Concentrando l’attenzione sulle donne, anche nel panel di quest’anno, è diffusa l’opinione che l’appartenenza al genere femminile costituisca uno svantaggio. Lo pensa complessivamente il 55,9% del gentil sesso.
Per la maggioranza (44,1% del totale donne), una condizione lavorativa meno soddisfacente rispetto a quella dei colleghi uomini è un fenomeno ancora attuale, mentre per una quota più limitata (11,8%) si tratta di un fenomeno del passato, sebbene piuttosto recente.
Le signore collegano la situazione principalmente ad alcuni elementi specifici, ovvero la retribuzione (66,7%) e la posizione occupata, che generalmente è di livello inferiore rispetto a quelle degli omologhi maschi (40%). A questi aspetti si somma la sensazione del clima aziendale, non sempre favorevole all’introduzione di risorse femminili (20%).

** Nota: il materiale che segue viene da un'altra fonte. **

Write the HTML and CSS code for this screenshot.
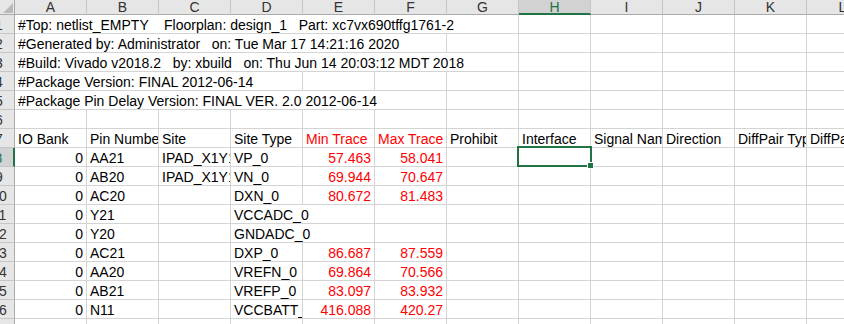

Le risposte provenienti dal panel suggeriscono, quindi, una conclusione, vale a dire che le figure professionali al femminile continuano, purtroppo, a rappresentare quelle meno pagate, scarsamente considerate non solo dai colleghi (soprattutto oggi) ma anche dal top management (fenomeno in lieve attenuazione rispetto al passato) e impiegate in posizioni lavorative poco soddisfacenti che, soprattutto fino a qualche tempo fa, non davano adeguate garanzie di stabilità nel tempo.